Envirnomentalists Welcome Opening Arguments In Climate Case

The U.S. Supreme Court heard oral arguments in Massachusetts v. U.S. EPA, a case challenging the U.S. Environmental Protection Agency's refusal to acknowledge greenhouse gases as air pollution. While a ruling from the court on the legality of EPA's conduct is not expected until the spring, today's developments move closer to knowing whether EPA may begin reducing global warming pollution from cars and trucks without waiting for new authority from Congress, according to the National Environmental Trust.

"Today's proceedings clarified what we have known all along -- carbon dioxide is a pollutant under the Clean Air Act," says John Stanton of the National Environmental Trust. "It finally appears that the curtain is about to drop on the Bush administration's stubborn refusal to acknowledge the existence of global warming pollution.

"Given the Bush administration's failure to lead, it's time for them to step out of the way. States shouldn't have to fight Washington as they try to fight global warming," he adds.

The case began in 1999 when various environmental groups, including the National Environmental Trust, filed an administrative "rulemaking petition" requesting that EPA set motor vehicle emission standards for four greenhouse gases, including carbon dioxide. In August 2003, the EPA denied the pending rulemaking petition. At that time, EPA also stated that, as a policy matter, it would not set motor vehicle emission standards even if it had the authority. In October 2003, this decision was challenged.
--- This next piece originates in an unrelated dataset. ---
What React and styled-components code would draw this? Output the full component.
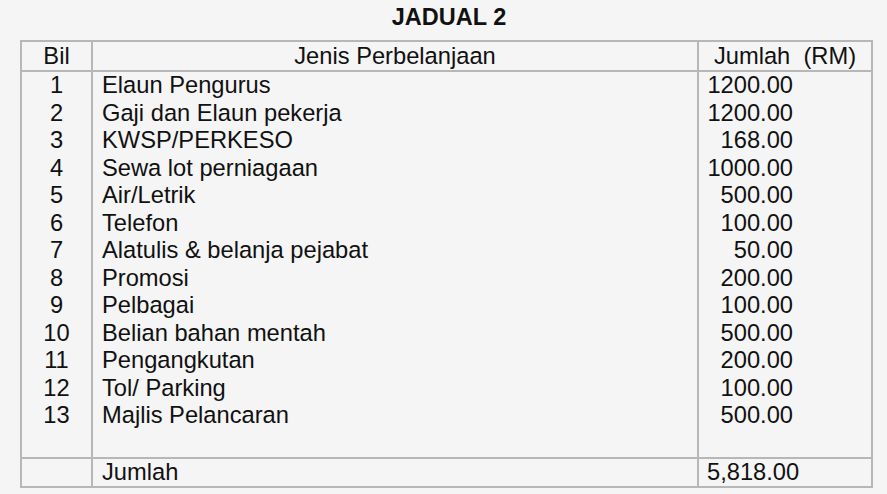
import React from "react";
import styled, { createGlobalStyle } from "styled-components";

const GlobalStyle = createGlobalStyle`
  html, body {
    margin: 0;
    background: #f5f5f5;
  }
  body {
    font-family: "Liberation Sans", Arial, sans-serif;
    color: #111;
  }
`;

const Page = styled.div`
  width: 887px;
  height: 494px;
  padding-top: 3px;
  box-sizing: border-box;
`;

const Title = styled.h1`
  margin: 0 0 9px 0;
  font-size: 23.5px;
  font-weight: bold;
  line-height: 28px;
  text-align: center;
  padding-left: 11px;
`;

const Table = styled.div`
  margin-left: 20px;
  width: 853px;
  display: grid;
  grid-template-columns: 69px 606px 174px;
  border: 2px solid #b7b7b7;
  box-sizing: border-box;
  font-size: 23.7px;
`;

const Cell = styled.div`
  box-sizing: border-box;
  white-space: pre;
  border-left: ${(p) => (p.$first ? "none" : "2px solid #b7b7b7")};
  text-align: ${(p) => p.$align || "left"};
  padding-left: ${(p) => p.$pl || 0}px;
  padding-right: ${(p) => p.$pr || 0}px;
`;

const HeadCell = styled(Cell)`
  height: 30px;
  line-height: 28px;
  border-bottom: 2px solid #b7b7b7;
`;

const BodyCell = styled(Cell)`
  height: 385px;
  line-height: 27.5px;
`;

const FootCell = styled(Cell)`
  height: 29px;
  line-height: 27px;
  border-top: 2px solid #b7b7b7;
`;

const rows = [
  ["1", "Elaun Pengurus", "1200.00"],
  ["2", "Gaji dan Elaun pekerja", "1200.00"],
  ["3", "KWSP/PERKESO", "168.00"],
  ["4", "Sewa lot perniagaan", "1000.00"],
  ["5", "Air/Letrik", "500.00"],
  ["6", "Telefon", "100.00"],
  ["7", "Alatulis & belanja pejabat", "50.00"],
  ["8", "Promosi", "200.00"],
  ["9", "Pelbagai", "100.00"],
  ["10", "Belian bahan mentah", "500.00"],
  ["11", "Pengangkutan", "200.00"],
  ["12", "Tol/ Parking", "100.00"],
  ["13", "Majlis Pelancaran", "500.00"],
];

export default function App() {
  return (
    <Page>
      <GlobalStyle />
      <Title>JADUAL 2</Title>
      <Table>
        <HeadCell $first $align="center">Bil</HeadCell>
        <HeadCell $align="center">Jenis Perbelanjaan</HeadCell>
        <HeadCell $align="center">Jumlah  (RM)</HeadCell>

        <BodyCell $first $align="center">
          {rows.map((r) => (
            <div key={r[0]}>{r[0]}</div>
          ))}
        </BodyCell>
        <BodyCell $pl={9}>
          {rows.map((r) => (
            <div key={r[0]}>{r[1]}</div>
          ))}
        </BodyCell>
        <BodyCell $align="right" $pr={78}>
          {rows.map((r) => (
            <div key={r[0]}>{r[2]}</div>
          ))}
        </BodyCell>

        <FootCell $first />
        <FootCell $pl={9}>Jumlah</FootCell>
        <FootCell $pl={8}>5,818.00</FootCell>
      </Table>
    </Page>
  );
}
On July 15, 2005 the federal appeals court for the D.C. Circuit voted 2-1 to let EPA's current position on greenhouse gas pollutants stand. In August 2005, the full bench of the appeals court for the D.C. Circuit was asked to hear the case. The court denied that request with a 4-3 decision, paving the way for the Supreme Court to review the matter. On June 26, 2006 the Supreme Court accepted the case and scheduled oral arguments for today.

The fundamental issue before the court is: Despite two previous contrary decisions by the Clinton administration, should the Bush EPA be allowed to refuse regulatory authority over global warming pollutants.

The Clean Air Act provides that EPA has authority over "any air pollutant from any class or classes of new motor vehicle ... (that) may reasonably be anticipated to endanger public health or welfare." What's more, it specifically identifies effects on "climate" as an aspect of that public welfare, according to the trust.